- **Stored records**:
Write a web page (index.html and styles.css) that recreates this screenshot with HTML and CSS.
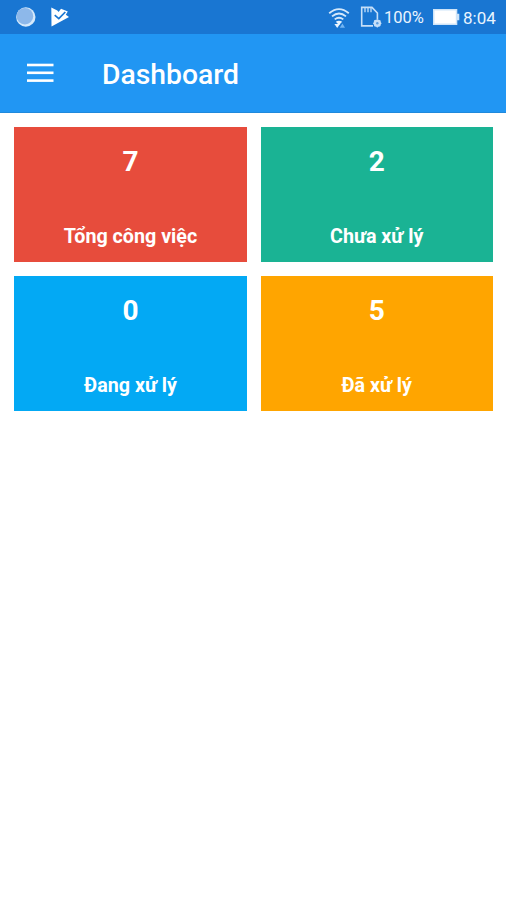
FILE: index.html
```html
<!DOCTYPE html>
<html lang="vi">
<head>
<meta charset="utf-8">
<title>Dashboard</title>
<link rel="stylesheet" href="styles.css">
</head>
<body>
<div class="status-bar">
  <svg class="status-left" width="60" height="34" viewBox="0 0 60 34">
    <circle cx="15.8" cy="17" r="9.7" fill="#d5e9fb"/>
    <circle cx="14.9" cy="16.2" r="8.3" fill="#8db8ea"/>
    <path d="M41.3 7.5 L47.3 10.6 L48.6 12 L51 8.8 L57.8 11.5 L55.8 14.8 L59 17 L41.5 26.5 Z" fill="#fff"/>
    <path d="M44.7 15.2 L48.8 18.6 L55.3 12" fill="none" stroke="#1976d2" stroke-width="1.7"/>
  </svg>
  <div class="status-right">
    <svg class="wifi" width="22" height="22" viewBox="0 0 22 22" fill="none" stroke="#d4e8fb" stroke-width="1.8">
      <path d="M1.2 6.2 Q11 -2 20.8 6.2"/>
      <path d="M4 9.4 Q11 3.6 18 9.4"/>
      <path d="M6.7 12.4 Q11 9 15.3 12.4"/>
      <path d="M7.8 14.8 Q11 12.6 14.2 14.8 L11 18 Z" fill="#e9f4fe" stroke="none"/>
      <path d="M6.4 17 H12 L9.2 21 Z" fill="#e9f4fe" stroke="none"/>
      <path d="M11.8 20.8 L14.4 16.6 L17 20.8 Z" fill="#73b5f2" stroke="none"/>
    </svg>
    <svg class="sd" width="22" height="24" viewBox="0 0 22 24" fill="none" stroke="#c6dff8" stroke-width="1.6">
      <path d="M13 20.9 H1.7 V2.4 H12 L17.4 8 V14"/>
      <path d="M5 3 V7.2 M8 3 V7.2 M11 3 V7.2" stroke-width="1.3"/>
      <circle cx="17.3" cy="18.3" r="2.6" stroke-width="2.2"/>
      <path d="M17.3 14.2 V22.4 M13.2 18.3 H21.4 M14.4 15.4 L20.2 21.2 M20.2 15.4 L14.4 21.2" stroke-width="1.2"/>
      <circle cx="17.3" cy="18.3" r="1.2" fill="#5d9fe0" stroke="none"/>
    </svg>
    <span class="percent">100%</span>
    <svg class="battery" width="27" height="18" viewBox="0 0 27 18">
      <path d="M0 1 H24.3 V5.8 H26.3 V12.2 H24.3 V17 H0 Z" fill="#cfe4f8"/>
      <rect x="1.5" y="2.5" width="21.3" height="13" fill="#fff"/>
    </svg>
    <span class="clock">8:04</span>
  </div>
</div>
<header class="app-bar">
  <svg class="menu" width="27" height="20" viewBox="0 0 27 20" fill="#fff">
    <rect y="0.7" width="26.5" height="2.6"/>
    <rect y="8.5" width="26.5" height="2.6"/>
    <rect y="16.3" width="26.5" height="2.6"/>
  </svg>
  <h1 class="title">Dashboard</h1>
</header>
<main class="cards">
  <section class="card total"><span class="count">7</span><span class="label">Tổng công việc</span></section>
  <section class="card pending"><span class="count">2</span><span class="label">Chưa xử lý</span></section>
  <section class="card active"><span class="count">0</span><span class="label">Đang xử lý</span></section>
  <section class="card done"><span class="count">5</span><span class="label">Đã xử lý</span></section>
</main>
</body>
</html>
```
FILE: styles.css
```css
* { box-sizing: border-box; }
body {
  margin: 0;
  height: 900px;
  background: #fff;
  font-family: Roboto, "Liberation Sans", sans-serif;
  color: #fff;
  overflow: hidden;
}
svg { display: block; flex: none; }
.status-bar {
  height: 34px;
  padding: 0 10px;
  background: #1976d2;
  display: flex;
  justify-content: space-between;
}
.status-right {
  display: flex;
  align-items: center;
  font-size: 17px;
  line-height: 34px;
  color: #e9f4fe;
  white-space: nowrap;
}
.wifi { margin: 2px 10px 0 0; }
.sd { margin: 0 2px 0 0; }
.percent { width: 40px; margin-right: 9px; padding-top: 2px; font-size: 16.5px; }
.battery { margin-right: 3px; }
.clock { width: 33px; padding-top: 1px; }
.app-bar {
  height: 79px;
  padding-left: 26.5px;
  background: #2196f3;
  border-bottom: 1px solid #2089dc;
  display: flex;
  align-items: center;
}
.title {
  margin: 4px 0 0 48.5px;
  font-size: 28.3px;
  line-height: 34px;
  font-weight: 500;
}
.cards {
  display: grid;
  grid-template-columns: 232.4px 232px;
  grid-auto-rows: 135px;
  gap: 14px;
  padding: 14px 14.3px;
}
.card {
  display: flex;
  flex-direction: column;
  align-items: center;
  justify-content: space-between;
  padding: 18px 0 12px;
  font-weight: 700;
}
.count { font-size: 28px; line-height: 34px; }
.label { font-size: 19.7px; line-height: 26px; }
.total { background: #e74c3c; }
.pending { background: #1ab394; }
.active { background: #03a9f4; }
.done { background: #ffa500; }
```
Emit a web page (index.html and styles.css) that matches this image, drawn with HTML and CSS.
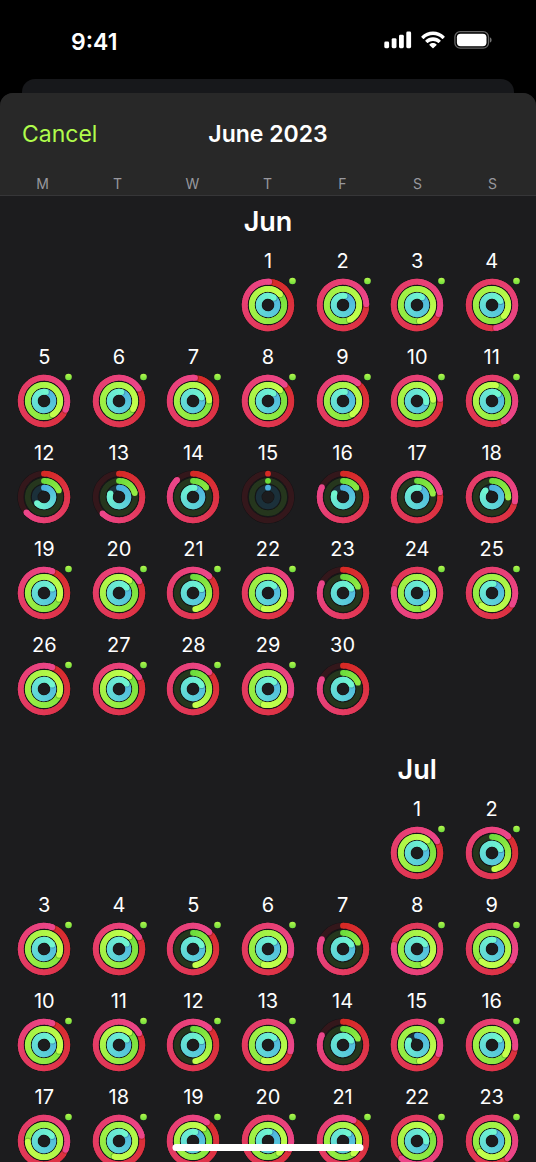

- **Stated exercise**: Output the full set of records above without changing a word, and drop the images.

- **Exercise response**:
Write a web page (index.html and styles.css) that recreates this screenshot with HTML and CSS.
FILE: index.html
```html
<!DOCTYPE html>
<html lang="vi">
<head>
<meta charset="utf-8">
<title>Dashboard</title>
<link rel="stylesheet" href="styles.css">
</head>
<body>
<div class="status-bar">
  <svg class="status-left" width="60" height="34" viewBox="0 0 60 34">
    <circle cx="15.8" cy="17" r="9.7" fill="#d5e9fb"/>
    <circle cx="14.9" cy="16.2" r="8.3" fill="#8db8ea"/>
    <path d="M41.3 7.5 L47.3 10.6 L48.6 12 L51 8.8 L57.8 11.5 L55.8 14.8 L59 17 L41.5 26.5 Z" fill="#fff"/>
    <path d="M44.7 15.2 L48.8 18.6 L55.3 12" fill="none" stroke="#1976d2" stroke-width="1.7"/>
  </svg>
  <div class="status-right">
    <svg class="wifi" width="22" height="22" viewBox="0 0 22 22" fill="none" stroke="#d4e8fb" stroke-width="1.8">
      <path d="M1.2 6.2 Q11 -2 20.8 6.2"/>
      <path d="M4 9.4 Q11 3.6 18 9.4"/>
      <path d="M6.7 12.4 Q11 9 15.3 12.4"/>
      <path d="M7.8 14.8 Q11 12.6 14.2 14.8 L11 18 Z" fill="#e9f4fe" stroke="none"/>
      <path d="M6.4 17 H12 L9.2 21 Z" fill="#e9f4fe" stroke="none"/>
      <path d="M11.8 20.8 L14.4 16.6 L17 20.8 Z" fill="#73b5f2" stroke="none"/>
    </svg>
    <svg class="sd" width="22" height="24" viewBox="0 0 22 24" fill="none" stroke="#c6dff8" stroke-width="1.6">
      <path d="M13 20.9 H1.7 V2.4 H12 L17.4 8 V14"/>
      <path d="M5 3 V7.2 M8 3 V7.2 M11 3 V7.2" stroke-width="1.3"/>
      <circle cx="17.3" cy="18.3" r="2.6" stroke-width="2.2"/>
      <path d="M17.3 14.2 V22.4 M13.2 18.3 H21.4 M14.4 15.4 L20.2 21.2 M20.2 15.4 L14.4 21.2" stroke-width="1.2"/>
      <circle cx="17.3" cy="18.3" r="1.2" fill="#5d9fe0" stroke="none"/>
    </svg>
    <span class="percent">100%</span>
    <svg class="battery" width="27" height="18" viewBox="0 0 27 18">
      <path d="M0 1 H24.3 V5.8 H26.3 V12.2 H24.3 V17 H0 Z" fill="#cfe4f8"/>
      <rect x="1.5" y="2.5" width="21.3" height="13" fill="#fff"/>
    </svg>
    <span class="clock">8:04</span>
  </div>
</div>
<header class="app-bar">
  <svg class="menu" width="27" height="20" viewBox="0 0 27 20" fill="#fff">
    <rect y="0.7" width="26.5" height="2.6"/>
    <rect y="8.5" width="26.5" height="2.6"/>
    <rect y="16.3" width="26.5" height="2.6"/>
  </svg>
  <h1 class="title">Dashboard</h1>
</header>
<main class="cards">
  <section class="card total"><span class="count">7</span><span class="label">Tổng công việc</span></section>
  <section class="card pending"><span class="count">2</span><span class="label">Chưa xử lý</span></section>
  <section class="card active"><span class="count">0</span><span class="label">Đang xử lý</span></section>
  <section class="card done"><span class="count">5</span><span class="label">Đã xử lý</span></section>
</main>
</body>
</html>
```
FILE: styles.css
```css
* { box-sizing: border-box; }
body {
  margin: 0;
  height: 900px;
  background: #fff;
  font-family: Roboto, "Liberation Sans", sans-serif;
  color: #fff;
  overflow: hidden;
}
svg { display: block; flex: none; }
.status-bar {
  height: 34px;
  padding: 0 10px;
  background: #1976d2;
  display: flex;
  justify-content: space-between;
}
.status-right {
  display: flex;
  align-items: center;
  font-size: 17px;
  line-height: 34px;
  color: #e9f4fe;
  white-space: nowrap;
}
.wifi { margin: 2px 10px 0 0; }
.sd { margin: 0 2px 0 0; }
.percent { width: 40px; margin-right: 9px; padding-top: 2px; font-size: 16.5px; }
.battery { margin-right: 3px; }
.clock { width: 33px; padding-top: 1px; }
.app-bar {
  height: 79px;
  padding-left: 26.5px;
  background: #2196f3;
  border-bottom: 1px solid #2089dc;
  display: flex;
  align-items: center;
}
.title {
  margin: 4px 0 0 48.5px;
  font-size: 28.3px;
  line-height: 34px;
  font-weight: 500;
}
.cards {
  display: grid;
  grid-template-columns: 232.4px 232px;
  grid-auto-rows: 135px;
  gap: 14px;
  padding: 14px 14.3px;
}
.card {
  display: flex;
  flex-direction: column;
  align-items: center;
  justify-content: space-between;
  padding: 18px 0 12px;
  font-weight: 700;
}
.count { font-size: 28px; line-height: 34px; }
.label { font-size: 19.7px; line-height: 26px; }
.total { background: #e74c3c; }
.pending { background: #1ab394; }
.active { background: #03a9f4; }
.done { background: #ffa500; }
```
Emit a web page (index.html and styles.css) that matches this image, drawn with HTML and CSS.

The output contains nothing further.